Tucked away on reporters' computers are dozens of details that could benefit news coverage, if only other journalists knew where to look.
Newsrooms are swimming in data. Journalistic organizations big and small continue to collect data from local, state and federal governments, and dozens of other places. As the collection grows, making sense of that information can become more difficult.
That's what the PANDA project, a 2011 Knight News Challenge winner, wants to solve — make data analysis easier for journalists and make sharing data within a newsroom less complicated.
"We want this thing to work for all levels of organizations, regardless of what they can afford," PANDA's developer Christopher Groskopf said. "We want to be able to scale down really small. Small news organizations can run it on somebody’s desktop if they need to."
Groskopf, formerly a news applications developer at the Chicago Tribune, is PANDA's only full-time developer. Tribune news applications editor Brian Boyer, Tribune news applications developer Joe Germuska and Ryan Pitts, digital media editor for the Spokane Spokesman-Review, put together the news challenge proposal. They were part of the team that built census.ire.org. PANDA, like DocumentCloud, was an independent project, but is now part of IRE.
The idea for PANDA is to give news organizations a central location to upload data — voter registration rolls, restaurant inspections, teacher salaries — where it can be searched, analyzed and exported. If it sounds familiar, it's because the concept isn't new. Intranets, or internal searchable databases, have been a part of newsrooms for decades. IRE has been teaching how to set up an intranet since the mid-90s.
But intranets can be hard to install and difficult to scale. PANDA is designed to eliminate some of the initial hurdles, particularly for smaller newsrooms that don't have full-time developers on staff. PANDA was born out the Tribune's own intranet. Former Tribune CAR reporter Darnell Little, now at Northwestern University, created DAVE, which allowed reporters to search about 10 databases collected by the paper. In trying to add features to DAVE, the Tribune development team decided that a new system was needed.
Uploading, interacting and more
Uploading data to PANDA is designed to be easy, Groskopf said, regardless of the table structure. In the current alpha stage of the project, users can upload data as a .csv or Excel file. Users can also search for specific data sets by type, such as crime or politics. (Test the search function in PANDA.)
“Rather than try to imply a structure on newsrooms for how they have to upload their data, which is really fraught, we are taking the approach that if we put all of this information in the same place and allow you to search your data in the way that you would search Google there is a lot of value,” he said.
Once there is a central depository for newsrooms to keep their data individual reporters, regardless of their SQL knowledge, will be able to query for results and receive updates on their beat.
"Business reporters might want to have alerts on certain businesses they cover," he said. "So they won't have to keep searching the same data set uploaded by someone else there could be some sort of notifications for that reporter… like e-mail alerts. I don’t think we know what shape something like that will take at this point, but that feature will be in the final product."

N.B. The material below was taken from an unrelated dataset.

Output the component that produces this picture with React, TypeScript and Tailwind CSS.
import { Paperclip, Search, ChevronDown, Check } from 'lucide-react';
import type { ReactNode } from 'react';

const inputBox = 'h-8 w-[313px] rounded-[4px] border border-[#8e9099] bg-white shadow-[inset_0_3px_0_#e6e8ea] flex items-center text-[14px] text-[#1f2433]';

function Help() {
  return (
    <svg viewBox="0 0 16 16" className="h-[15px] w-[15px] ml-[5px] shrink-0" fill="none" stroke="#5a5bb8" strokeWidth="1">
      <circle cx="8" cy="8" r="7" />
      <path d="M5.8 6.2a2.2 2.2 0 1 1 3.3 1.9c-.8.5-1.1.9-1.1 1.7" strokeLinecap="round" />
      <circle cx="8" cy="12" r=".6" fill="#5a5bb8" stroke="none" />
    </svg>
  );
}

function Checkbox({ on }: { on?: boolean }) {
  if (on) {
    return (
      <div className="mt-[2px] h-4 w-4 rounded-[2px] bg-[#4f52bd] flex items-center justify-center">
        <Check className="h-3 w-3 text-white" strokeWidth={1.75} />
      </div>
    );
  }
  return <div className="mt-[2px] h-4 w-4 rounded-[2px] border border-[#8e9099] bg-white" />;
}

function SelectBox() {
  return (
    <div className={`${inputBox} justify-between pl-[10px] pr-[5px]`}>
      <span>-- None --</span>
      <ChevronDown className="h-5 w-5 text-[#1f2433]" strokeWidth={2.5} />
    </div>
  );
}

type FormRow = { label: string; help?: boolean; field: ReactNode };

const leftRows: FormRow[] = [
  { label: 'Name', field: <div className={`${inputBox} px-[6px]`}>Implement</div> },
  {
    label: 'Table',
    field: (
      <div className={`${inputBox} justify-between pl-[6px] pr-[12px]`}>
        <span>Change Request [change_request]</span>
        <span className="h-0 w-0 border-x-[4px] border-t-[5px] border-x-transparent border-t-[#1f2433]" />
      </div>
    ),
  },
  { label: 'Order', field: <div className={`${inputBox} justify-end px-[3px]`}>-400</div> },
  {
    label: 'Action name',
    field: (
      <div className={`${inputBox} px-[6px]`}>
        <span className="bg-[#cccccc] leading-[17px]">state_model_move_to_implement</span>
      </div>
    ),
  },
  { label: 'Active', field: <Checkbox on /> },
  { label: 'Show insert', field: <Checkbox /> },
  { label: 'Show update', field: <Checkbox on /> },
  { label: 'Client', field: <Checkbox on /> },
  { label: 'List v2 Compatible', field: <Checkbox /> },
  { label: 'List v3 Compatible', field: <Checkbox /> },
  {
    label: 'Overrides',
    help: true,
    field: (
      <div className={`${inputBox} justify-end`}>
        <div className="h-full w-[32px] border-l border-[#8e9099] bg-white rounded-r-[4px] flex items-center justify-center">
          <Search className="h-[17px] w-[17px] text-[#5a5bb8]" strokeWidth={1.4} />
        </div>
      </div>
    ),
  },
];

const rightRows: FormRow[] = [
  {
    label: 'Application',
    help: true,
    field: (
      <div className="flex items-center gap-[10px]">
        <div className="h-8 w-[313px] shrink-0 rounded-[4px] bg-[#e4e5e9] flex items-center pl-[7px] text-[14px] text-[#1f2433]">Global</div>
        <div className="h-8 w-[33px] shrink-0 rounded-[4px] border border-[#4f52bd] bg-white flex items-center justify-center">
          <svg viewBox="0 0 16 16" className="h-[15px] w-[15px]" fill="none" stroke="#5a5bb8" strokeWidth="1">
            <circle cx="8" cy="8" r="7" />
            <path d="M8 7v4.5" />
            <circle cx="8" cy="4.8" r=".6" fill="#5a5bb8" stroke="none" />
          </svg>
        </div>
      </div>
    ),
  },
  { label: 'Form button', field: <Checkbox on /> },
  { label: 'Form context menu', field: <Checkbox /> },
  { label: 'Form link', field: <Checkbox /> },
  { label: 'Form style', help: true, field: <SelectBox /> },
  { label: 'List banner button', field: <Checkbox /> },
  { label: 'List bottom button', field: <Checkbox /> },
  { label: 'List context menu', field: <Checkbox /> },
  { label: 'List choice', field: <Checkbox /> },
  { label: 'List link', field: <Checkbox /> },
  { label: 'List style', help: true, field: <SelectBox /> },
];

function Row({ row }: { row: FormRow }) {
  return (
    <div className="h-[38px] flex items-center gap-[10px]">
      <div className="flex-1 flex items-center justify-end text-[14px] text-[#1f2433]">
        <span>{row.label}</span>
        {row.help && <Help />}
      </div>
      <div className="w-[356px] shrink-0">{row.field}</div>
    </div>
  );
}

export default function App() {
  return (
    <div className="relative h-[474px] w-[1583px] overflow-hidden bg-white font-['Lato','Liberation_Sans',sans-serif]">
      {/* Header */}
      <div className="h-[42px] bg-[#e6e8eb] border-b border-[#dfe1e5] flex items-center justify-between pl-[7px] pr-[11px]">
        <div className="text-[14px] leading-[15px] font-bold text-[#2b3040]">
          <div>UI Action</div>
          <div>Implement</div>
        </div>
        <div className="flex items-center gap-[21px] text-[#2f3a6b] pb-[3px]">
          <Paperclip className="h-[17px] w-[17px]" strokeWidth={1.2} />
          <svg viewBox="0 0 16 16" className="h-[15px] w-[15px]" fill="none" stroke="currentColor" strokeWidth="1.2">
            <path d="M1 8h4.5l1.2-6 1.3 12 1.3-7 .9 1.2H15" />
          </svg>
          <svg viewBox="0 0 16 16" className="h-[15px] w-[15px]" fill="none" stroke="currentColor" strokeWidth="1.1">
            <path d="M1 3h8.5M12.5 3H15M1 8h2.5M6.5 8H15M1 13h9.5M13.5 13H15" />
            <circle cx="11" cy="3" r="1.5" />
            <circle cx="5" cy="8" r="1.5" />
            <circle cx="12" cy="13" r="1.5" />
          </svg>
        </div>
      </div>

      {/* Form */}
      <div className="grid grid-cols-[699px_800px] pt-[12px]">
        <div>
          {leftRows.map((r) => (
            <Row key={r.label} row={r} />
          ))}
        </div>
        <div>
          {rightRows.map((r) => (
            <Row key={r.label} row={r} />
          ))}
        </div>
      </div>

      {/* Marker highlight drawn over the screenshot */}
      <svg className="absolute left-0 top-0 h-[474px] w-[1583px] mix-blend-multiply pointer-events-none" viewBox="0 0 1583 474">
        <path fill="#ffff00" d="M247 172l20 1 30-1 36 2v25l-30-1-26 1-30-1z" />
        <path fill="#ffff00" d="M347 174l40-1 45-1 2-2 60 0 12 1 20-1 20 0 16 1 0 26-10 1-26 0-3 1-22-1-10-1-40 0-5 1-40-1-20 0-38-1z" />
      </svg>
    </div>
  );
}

Another feature Groskopf is still considering is how users will be able to export results they've found. Users are able to do this with Census.ire.org. Census data has a consistent table structure. With PANDA that won't be the case as users upload different data sets with different columns and data types.
“It’s really important to me that you’ll be able to export search results but that’s not exactly clear to me how it will work.”
For developers, PANDA's API can "be used to power custom applications or import/export data in novel ways."
Installing PANDA and securing your data
The easiest way to deploy PANDA will be to use Amazon's cloud hosting service.
"In the event that people are willing to deploy in the cloud it’s really easy," Groskopf said. "But as soon as you put it in the cloud you raise all of these discussions about privacy."
Security concerns are some of the most frequent questions he receives, Groskopf said, particularly as it relates to legal issues of using a third-party hosting service. For users not comfortable with a hosted web service like Amazon, PANDA can be installed on a server or even a computer. The benefit of using Amazon will be the ease of use and support, Groskopf said. Newsrooms will have the option to deploy PANDA internally or in the cloud.
"We are not going to host this service at this time because of financial constraints," Groskopf said. "We didn't want to build something, encourage people to upload their data and then have to shut it down because we ran out of grant money to pay for hosting."
What to expect at the Computer-Assisted Reporting Conference in St. Louis
Groskopf, Boyer, Germuska and Pitts will unveil the beta version of PANDA and provide a full demonstration of PANDA at the 2012 CAR Conference in St. Louis.
"NICAR is our big coming out party," Groskopf said. "The incomplete nature of the product means there will still be updates, but by NICAR, we’ll have a minimal viable product something that we’ll be able to give to people."
During PANDA Project show & tell the team will take questions and explain features, including:
The team will also be having a "provisioning party," where those interested in setting up their own PANDA can come with a credit card and leave with a version installed on Amazon (EC2).